It’s all about your friends

I really like life.  It’s a pretty great thing really.  But as I’m sure you’re all aware, if even only vicariously through films such as Castaway, life is nothing without the people around you.  Love them or hate them, the people you surround yourself with are what makes or breaks your enjoyment of life and henceforth your attachment to your own being.  Nearly any journey can be made worthwhile if you have decent people around you.

Humans are interesting creatures really, we can anthropomorphise pretty much anything and as a result can emotionally connect with almost anything if we put our minds to it and as a result vehemently defend anything with conviction.   Sometimes this can lead to war, but more often than not it leads to connections that make the feeling of loss feel that much worse.  If you’ve ever seen a child lose his or her ‘security blanket’, even though its the loss of an inanimate object, to them it feels like the loss of a member of the family.

So given that humans do become connected to things where they feel they have a personal and emotional investment, it is not surprising that video games have the potential to sink their claws into our emotions and not let go until the credits role.  Even when the things we’re becoming attached to are black magii, alien life forms or murderous sorceresses – or in actuality a bunch of pixels or polygons on a television screen.  Sometimes the human brain defies logic, but it’s what makes us special and special in equal parts.

I love your curves and polygons, baby.
(The Witcher 2, CDPROJEKTRED, 2011)

But what are we actually getting attached to when we play these games?  It’s easy to come away from a game and feel that you were attached to the main protagonist, the person whose shoes you walked in while playing the game.  And absolutely that may be the case, Red Dead Redemption’s John Marston had some mighty interesting and emotional boots to walk in, and coupled with the ending, there is no doubt that developer Rockstar San Diego had created a character and a narrative that really gave you a sense of agency in the outlaw’s tale.

Does this represent the status quo though, or is it an outlier in the pantheon of video games?

If you think about how much you know about the average video game protagonist, actually really sit down and think about it, you might be surprised as to how much time you’re spending with almost a complete stranger.  Gordon Freeman is a great example, someone who we all identify with for whatever reason but really know not a whole lot about.  Amnesia can be a curious beast and it is one of many ways that developers start you off with almost a clean slate. And while some developers will fill in the blanks throughout the course of the game, others will just leave it to your imagination and let the game mechanics do the talking to the point where you forget why your character is in the game in the first place.

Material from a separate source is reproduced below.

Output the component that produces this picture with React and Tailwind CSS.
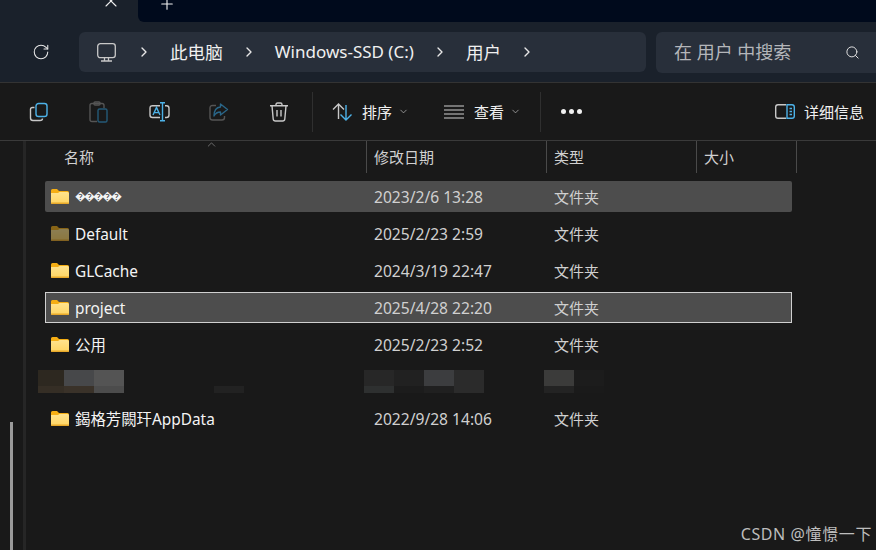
import { RotateCw, ChevronRight, ChevronDown, ChevronUp, Search, X, Plus } from "lucide-react";

const FONT = "font-['Noto_Sans','Noto_Sans_CJK_SC',sans-serif]";

const FolderIcon = ({ dim }) => (
    <svg width="18" height="15" viewBox="0 0 18 15" className={dim ? "opacity-50 shrink-0" : "shrink-0"}>
        <path d="M0 1.5 Q0 0 1.5 0 H6 L8 2 H16.5 Q18 2 18 3.5 V5 H0 Z" fill="#f5ae14" />
        <path d="M0 4 H7 L8.5 3 H16.5 Q18 3 18 4.5 V13.5 Q18 15 16.5 15 H1.5 Q0 15 0 13.5 Z" fill="url(#folderFill)" />
        <rect x="0" y="13.5" width="18" height="1.5" rx="0.7" fill="#e8a92a" />
        <defs>
            <linearGradient id="folderFill" x1="0" y1="0" x2="0" y2="1">
                <stop offset="0" stopColor="#ffe38e" />
                <stop offset="1" stopColor="#ffd562" />
            </linearGradient>
        </defs>
    </svg>
);

const PcIcon = () => (
    <svg width="19" height="19" viewBox="0 0 19 19" fill="none" stroke="#c8c8c8" strokeWidth="1.3" className="shrink-0">
        <rect x="0.7" y="0.7" width="17.6" height="14" rx="2.6" />
        <path d="M7.5 14.7 V17.6 M11.5 14.7 V17.6 M4 18 H15" />
    </svg>
);

const CopyIcon = () => (
    <svg width="20" height="20" viewBox="0 0 20 20" fill="none" strokeWidth="1.4">
        <path d="M5.5 5.5 H3.5 Q1.5 5.5 1.5 7.5 V16 Q1.5 18.5 4 18.5 H11 Q13.5 18.5 13.5 16.5" stroke="#c8c8c8" />
        <rect x="7" y="1.5" width="11" height="13" rx="2.6" stroke="#4db2e8" />
    </svg>
);

const PasteIcon = () => (
    <svg width="20" height="22" viewBox="0 0 20 22" fill="none" strokeWidth="1.4">
        <path d="M8 20.5 H3 Q1 20.5 1 18.5 V4.5 Q1 2.5 3 2.5 H13 Q15 2.5 15 4.5 V7" stroke="#555" />
        <rect x="5" y="1" width="6" height="3" rx="1" stroke="#555" />
        <rect x="9" y="8" width="9" height="13" rx="1.6" stroke="#245a78" />
    </svg>
);

const RenameIcon = () => (
    <svg width="21" height="20" viewBox="0 0 21 20" fill="none" strokeWidth="1.4">
        <path d="M11 3.7 H3.5 Q1 3.7 1 6.2 V13 Q1 15.5 3.5 15.5 H11" stroke="#c8c8c8" />
        <path d="M16 3.7 H17.5 Q20 3.7 20 6.2 V13 Q20 15.5 17.5 15.5 H16" stroke="#c8c8c8" />
        <path d="M11 0.8 H16 M13.5 0.8 V18.8 M11 18.8 H16" stroke="#4db2e8" />
        <path d="M4 13 L7.5 5.5 L11 13 M5.2 10.6 H9.8" stroke="#4db2e8" />
    </svg>
);

const ShareIcon = () => (
    <svg width="20" height="20" viewBox="0 0 20 20" fill="none" strokeWidth="1.4">
        <path d="M7 3.5 H3.5 Q1 3.5 1 6 V15.5 Q1 18 3.5 18 H13 Q15.5 18 15.5 15.5 V14" stroke="#555" />
        <path d="M11.5 2 L18.5 7.5 L11.5 13 V10 Q7 10 5 14 Q5 5.5 11.5 5 Z" stroke="#2a6688" strokeLinejoin="round" />
    </svg>
);

const TrashIcon = () => (
    <svg width="18" height="20" viewBox="0 0 18 20" fill="none" stroke="#c8c8c8" strokeWidth="1.4">
        <path d="M0 3.7 H18 M6 3.7 V2.5 Q6 1 7.5 1 H10.5 Q12 1 12 2.5 V3.7" />
        <path d="M2 3.7 L3.2 17 Q3.4 19 5.4 19 H12.6 Q14.6 19 14.8 17 L16 3.7" />
        <path d="M7 8 V14.5 M11 8 V14.5" />
    </svg>
);

const SortIcon = () => (
    <svg width="20" height="18" viewBox="0 0 20 18" fill="none" strokeWidth="1.4">
        <path d="M1 6.5 L6.5 1 L12 6.5 M6.5 1 V16" stroke="#c8c8c8" />
        <path d="M8.5 11.5 L14 17 L19.5 11.5 M14 2 V17" stroke="#4db2e8" />
    </svg>
);

const ViewIcon = () => (
    <svg width="20" height="14" viewBox="0 0 20 14" fill="none" stroke="#d0d0d0" strokeWidth="1.2">
        <path d="M0 1 H20 M0 5 H20 M0 9 H20 M0 13 H20" />
    </svg>
);

const DetailsIcon = () => (
    <svg width="20" height="15" viewBox="0 0 20 15" fill="none" strokeWidth="1.4">
        <path d="M11 0.7 H3 Q0.7 0.7 0.7 3 V12 Q0.7 14.3 3 14.3 H11" stroke="#c8c8c8" />
        <path d="M12 0.7 H17 Q19.3 0.7 19.3 3 V12 Q19.3 14.3 17 14.3 H12 Z" stroke="#4db2e8" />
        <path d="M14.5 4.5 H17 M14.5 7.5 H17 M14.5 10.5 H17" stroke="#4db2e8" />
    </svg>
);

const ToolButton = ({ children, className }) => (
    <div className={`flex items-center justify-center w-[60px] h-full ${className || ""}`}>{children}</div>
);

const Divider = () => <div className="w-px h-[40px] bg-[#2f2f2f] shrink-0" />;

const Crumb = ({ children, size }) => <span className={`${size || "text-[17.6px]"} text-[#f0f0f0] whitespace-nowrap`}>{children}</span>;

const Sep = () => <ChevronRight size={16} strokeWidth={2} className="text-[#e8e8e8] shrink-0" />;

const rows = [
    { name: "\uFFFD\uFFFD\uFFFD\uFFFD\uFFFD", date: "2023/2/6 13:28", state: "hover", garbled: true },
    { name: "Default", date: "2025/2/23 2:59", dim: true },
    { name: "GLCache", date: "2024/3/19 22:47" },
    { name: "project", date: "2025/4/28 22:20", state: "selected" },
    { name: "公用", date: "2025/2/23 2:52" },
    { mosaic: true },
    { name: "鍻格芳闕玕AppData", date: "2022/9/28 14:06" },
];

const Cell = ({ top, bottom }) => (
    <div className="w-[30px] h-[23px] flex flex-col shrink-0">
        <div className={`h-[16px] ${top}`} />
        <div className={`h-[7px] ${bottom}`} />
    </div>
);

const MosaicRow = () => (
    <div className="h-[31px] flex items-center">
        <div className="w-[26px] h-[23px] flex flex-col shrink-0 -ml-[7px]">
            <div className="h-[16px] bg-[#2d2820]" />
            <div className="h-[7px] bg-[#352e25]" />
        </div>
        <Cell top="bg-[#47484a]" bottom="bg-[#3a3229]" />
        <Cell top="bg-[#545454]" bottom="bg-[#4c4c4c]" />
        <div className="w-[90px] shrink-0" />
        <Cell top="bg-transparent" bottom="bg-[#222222]" />
        <div className="w-[120px] shrink-0" />
        <Cell top="bg-[#272727]" bottom="bg-[#2e3030]" />
        <Cell top="bg-[#212121]" bottom="bg-[#1c1c1c]" />
        <Cell top="bg-[#3c3d3f]" bottom="bg-[#202020]" />
        <Cell top="bg-[#2b2b2b]" bottom="bg-[#2b2b2b]" />
        <div className="w-[60px] shrink-0" />
        <Cell top="bg-[#3b3b3a]" bottom="bg-[#232323]" />
        <Cell top="bg-[#1c1c1c]" bottom="bg-[#1a1a1a]" />
    </div>
);

const renderRow = (row) => {
    if (row.mosaic) return <MosaicRow key="mosaic" />;
    let look = "";
    if (row.state === "hover") look = "bg-[#4d4d4d] rounded-[2px]";
    if (row.state === "selected") look = "bg-[#4d4d4d] ring-1 ring-inset ring-[#d0d0d0]";
    const nameStyle = row.garbled
        ? "text-[11px] font-bold tracking-[-2px]"
        : "pt-[3px] text-[15.4px]";
    return (
        <div key={row.name} className={`relative h-[31px] flex items-center w-[747px] box-border ${look}`}>
            <div className="w-[30px] pl-[6px] shrink-0 flex"><FolderIcon dim={row.dim} /></div>
            <div className={`w-[299px] shrink-0 text-[#f4f4f4] whitespace-nowrap ${nameStyle}`}>{row.name}</div>
            <div className="w-[180px] shrink-0 pt-[3px] text-[15.6px] text-[#d0d0d0] whitespace-nowrap">{row.date}</div>
            <div className="pt-px text-[15px] text-[#d0d0d0]">文件夹</div>
        </div>
    );
};

const HeaderCell = ({ children, className }) => (
    <div className={`h-[32px] border-r border-[#4a4a4a] flex items-center pl-[7px] pt-px text-[15px] text-[#d0d0d0] shrink-0 box-border ${className}`}>
        {children}
    </div>
);

export default function App() {
    return (
        <div className={`w-[876px] h-[550px] overflow-hidden flex flex-col bg-[#191919] ${FONT}`}>
            {/* title + address area */}
            <div className="bg-[#1a212b] h-[82px] shrink-0 flex flex-col">
                <div className="h-[22px] flex shrink-0">
                    <div className="w-[138px] flex items-start justify-end shrink-0 pr-[17px] overflow-hidden">
                        <X size={20} strokeWidth={1.3} className="text-[#f0f0f0] -mt-[9px] shrink-0" />
                    </div>
                    <div className="flex-1 bg-[#000a1c] rounded-bl-[6px] pl-[20px] overflow-hidden">
                        <Plus size={18} strokeWidth={1.5} className="text-[#f0f0f0] -mt-[5px]" />
                    </div>
                </div>
                <div className="flex items-center mt-[10px] h-[40px]">
                    <div className="w-[79px] flex justify-center pl-[3px] shrink-0">
                        <RotateCw size={18} strokeWidth={1.4} className="text-[#e8e8e8]" />
                    </div>
                    <div className="w-[567px] h-[40px] bg-[#282f3a] rounded-[6px] flex items-center pl-[18px] shrink-0">
                        <PcIcon />
                        <div className="ml-[20px] flex items-center gap-[18px]">
                            <Sep />
                            <Crumb>此电脑</Crumb>
                            <Sep />
                            <Crumb size="text-[17px]">Windows-SSD (C:)</Crumb>
                            <Sep />
                            <Crumb>用户</Crumb>
                            <Sep />
                        </div>
                    </div>
                    <div className="flex-1 h-[41px] bg-[#282f3a] rounded-l-[6px] ml-[10px] flex items-center pl-[18px] pr-[16px] justify-between">
                        <span className="text-[18px] text-[#b4b6ba] whitespace-nowrap">在 用户 中搜索</span>
                        <Search size={15} strokeWidth={1.6} className="text-[#e0e0e0]" />
                    </div>
                </div>
            </div>

            {/* toolbar */}
            <div className="h-[59px] shrink-0 border-y border-[#333333] border-b-[#3a3a3a] flex items-center pl-[9px] box-border">
                <ToolButton><CopyIcon /></ToolButton>
                <ToolButton><PasteIcon /></ToolButton>
                <ToolButton><RenameIcon /></ToolButton>
                <ToolButton><ShareIcon /></ToolButton>
                <ToolButton><TrashIcon /></ToolButton>
                <div className="w-[3px] shrink-0" />
                <Divider />
                <div className="flex items-center ml-[19px] w-[94px] shrink-0">
                    <SortIcon />
                    <span className="ml-[10px] pt-[2px] text-[15px] text-[#f0f0f0]">排序</span>
                    <ChevronDown size={11} strokeWidth={1.6} className="ml-[6px] text-[#b8b8b8]" />
                </div>
                <div className="flex items-center ml-[18px] w-[78px] shrink-0">
                    <ViewIcon />
                    <span className="ml-[10px] pt-[2px] text-[15px] text-[#f0f0f0]">查看</span>
                    <ChevronDown size={11} strokeWidth={1.6} className="ml-[6px] text-[#b8b8b8]" />
                </div>
                <div className="w-[18px] shrink-0" />
                <Divider />
                <div className="ml-[20px] flex gap-[3px] shrink-0">
                    <div className="w-[5px] h-[5px] rounded-full bg-[#f0f0f0]" />
                    <div className="w-[5px] h-[5px] rounded-full bg-[#f0f0f0]" />
                    <div className="w-[5px] h-[5px] rounded-full bg-[#f0f0f0]" />
                </div>
                <div className="ml-auto flex items-center pr-[12px]">
                    <DetailsIcon />
                    <span className="ml-[9px] pt-[2px] text-[15px] text-[#f0f0f0]">详细信息</span>
                </div>
            </div>

            {/* body */}
            <div className="flex-1 flex min-h-0">
                <div className="w-[23px] shrink-0 flex flex-col justify-end pl-[10px]">
                    <div className="w-[3px] h-[128px] bg-[#9a9a9a]" />
                </div>
                <div className="w-[3px] shrink-0 bg-[#262626]" />
                <div className="flex-1 min-w-0 relative">
                    <ChevronUp size={13} strokeWidth={1} className="absolute left-[179px] -top-[3px] text-[#b0b0b0]" />
                    <div className="flex">
                        <HeaderCell className="w-[341px] pl-[38px] border-r-[#4a4a4a]">名称</HeaderCell>
                        <HeaderCell className="w-[180px]">修改日期</HeaderCell>
                        <HeaderCell className="w-[150px]">类型</HeaderCell>
                        <HeaderCell className="w-[100px]">大小</HeaderCell>
                    </div>
                    <div className="ml-[19px] mt-[8px] flex flex-col gap-[6px]">
                        {rows.map(renderRow)}
                    </div>
                    <div className="absolute right-[4px] bottom-[4px] text-[16px] tracking-[0.6px] text-[#bdbdbd] whitespace-nowrap">CSDN @憧憬一下</div>
                </div>
            </div>
        </div>
    );
}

Relying on mechanics and forgetting about character development at all tends to be the case less often in Role Playing Games where it is expected that you form a bond with your character and, particularly nowadays with games with decisions and varying degrees of morality like the Mass Effect and Witcher games,  make decisions and take actions that are fitting of who you think you are reflected through your on screen avatar.  But even then that doesn’t necessarily provide you an insight into your character, rather just provides you with an insight into yourself.

One thing that games do well however, is forge the relationship between you and the supporting cast.   Or more accurately the relationship between your character and his friends (or enemies in some cases). In a kind of a friend of yours is a friend of mine kind of way, a connection between you and your on screen counterpart is implied vicariously through the relationships forged on screen.  These relationships are often driven so hard through the narrative that any desire to keep your character alive through performing arbitrary tasks only exists as a device to keep those around him or her alive.

But this is a problem inherent in videogames with the disposable nature of ‘life’.  We are faced with the death of our own character so much within the span of your typical game that it loses its impact.  And even when death seems permanent, like at the beginning of Mass Effect 2 with the temporary demise of Commander Shephard, there is always some loophole worked into the narrative that prevents its permanence which in some ways serves to reduce the impact of death of your character if and when it does occur.

This is most certainly not the case with your supporting cast.  Death often is permanent and most players will go to extreme lengths to preserve those around him or her, forging an almost unbreakable bond with those characters.  Bonds which often serve to define your own character, beyond the already established relationships within the confines of the game’s narrative.  So while video games may be weak on directly developing the traits, history and motivations of your own character, this same medium is incredibly good at defining the characters around you to a point where you can start to identify with what is often, a blank slate.